8th Florida Attorney General
- In office July 1868 – 1870
- Governor: Harrison Reed
- Preceded by: James Westcott III
- Succeeded by: Sherman Conant

Personal details
- Born: 1834 Greenfield, Indiana, US
- Died: June 30, 1888 (aged 53–54) Jacksonville, Florida, US
- Political party: Republican
- Spouse: Eliza R. Rice ​ ​(m. 1868; died 1869)​ Phoebe Caroline Piper ​ ​(m. 1872)​
- Education: Harvard University
- Occupation: Lawyer

= A. R. Meek =

Eighth Florida Attorney General

Almon Rouse Meek (1834 – June 30, 1888), also referred to as Almon R. Meek and A. R. Meek, was an American lawyer and politician who served as the eighth Florida Attorney General.

== Early life and education ==
Meek was born in Greenfield, Indiana, in 1834. In 1857, Meek attended Harvard University, graduating the next year. He moved to Florida in 1868 and was admitted into the Florida Bar on April 9, 1868.

== Political career ==
Governor Harrison Reed, who like Meek was a Midwesterner who came to Florida after the American Civil War, appointed Meek as the eighth Florida Attorney General.

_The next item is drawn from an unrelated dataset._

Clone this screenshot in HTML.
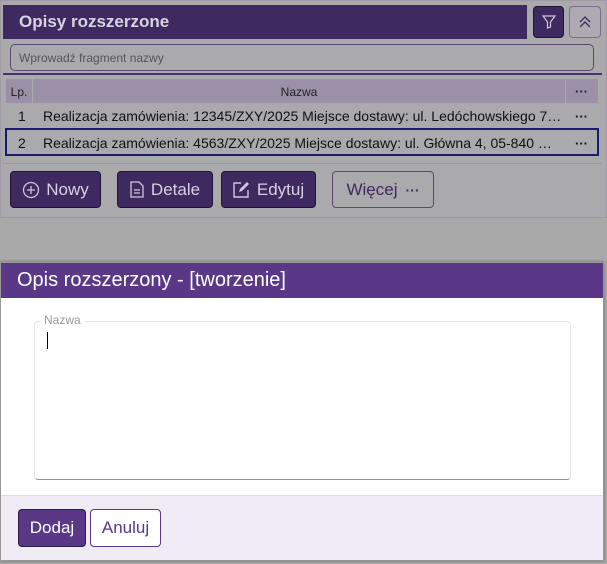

During Meek's tenure the Florida Senate attempted to impeach Reed twice. As a result of the first impeachment attempt, Lieutenant Governor William Henry Gleeson claimed the title of Governor of Florida. Meek, a supporter of Reed, sued Gleeson on behalf of the people of Florida. The trial, Florida v. Gleeson, went to the Florida Supreme Court, where many of the recent appointees were supporters of Reed and the Court ruled Gleeson's claim unconstitutional and removed him from office as Lieutenant Governor on December 14, 1868.

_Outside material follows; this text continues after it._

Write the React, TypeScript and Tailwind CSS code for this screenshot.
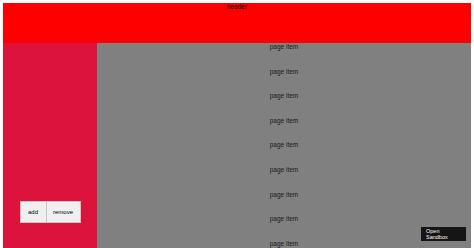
import React from "react";

export default function App() {
  const items = Array.from({ length: 9 });
  return (
    <div
      className="relative h-[248px] w-[474px] overflow-hidden bg-white pt-[3px] px-[3px]"
      style={{ fontFamily: '"Liberation Sans", Arial, sans-serif' }}
    >
      <div className="flex h-full flex-col">
        <div className="h-[40px] shrink-0 bg-[#ff0000] text-center text-[6.5px] leading-[8px] text-black">
          header
        </div>
        <div className="flex flex-1 overflow-hidden">
          <div className="flex w-[94px] shrink-0 flex-col items-center justify-end bg-[#dc143c] pb-[25px]">
            <div className="flex">
              <button className="h-[22px] w-[27px] border border-[#c8c8c8] bg-[#efefef] text-[6px] text-black">
                add
              </button>
              <button className="h-[22px] w-[34px] border border-l-0 border-[#c8c8c8] bg-[#efefef] text-[6px] text-black">
                remove
              </button>
            </div>
          </div>
          <div className="flex flex-1 flex-col bg-[#808080]">
            {items.map((_, i) => (
              <div
                key={i}
                className="h-[24.6px] shrink-0 text-center text-[6.5px] leading-[8px] text-[#1a1a1a]"
              >
                page item
              </div>
            ))}
          </div>
        </div>
      </div>
      <div className="absolute left-[421px] top-[227px] flex h-[14px] w-[45px] flex-col justify-center bg-[#151515] pl-[5px] text-[5.5px] leading-[6px] text-white">
        <span>Open</span>
        <span>Sandbox</span>
      </div>
    </div>
  );
}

Meek resigned as Florida Attorney General in 1870 due to his health. He later served as a U.S. Court Commissioner and as the Chief Supervisor of Elections for the Northern District of Florida.

== Personal life ==
In 1868, Meek married Eliza R. Rice, a friend he met while at Harvard, though she died the next year. In 1872, he married Phoebe Caroline Piper, another old friend. He had no children with either wife.

== Death ==
Meek died on June 30, 1888, at his home in Jacksonville, Florida.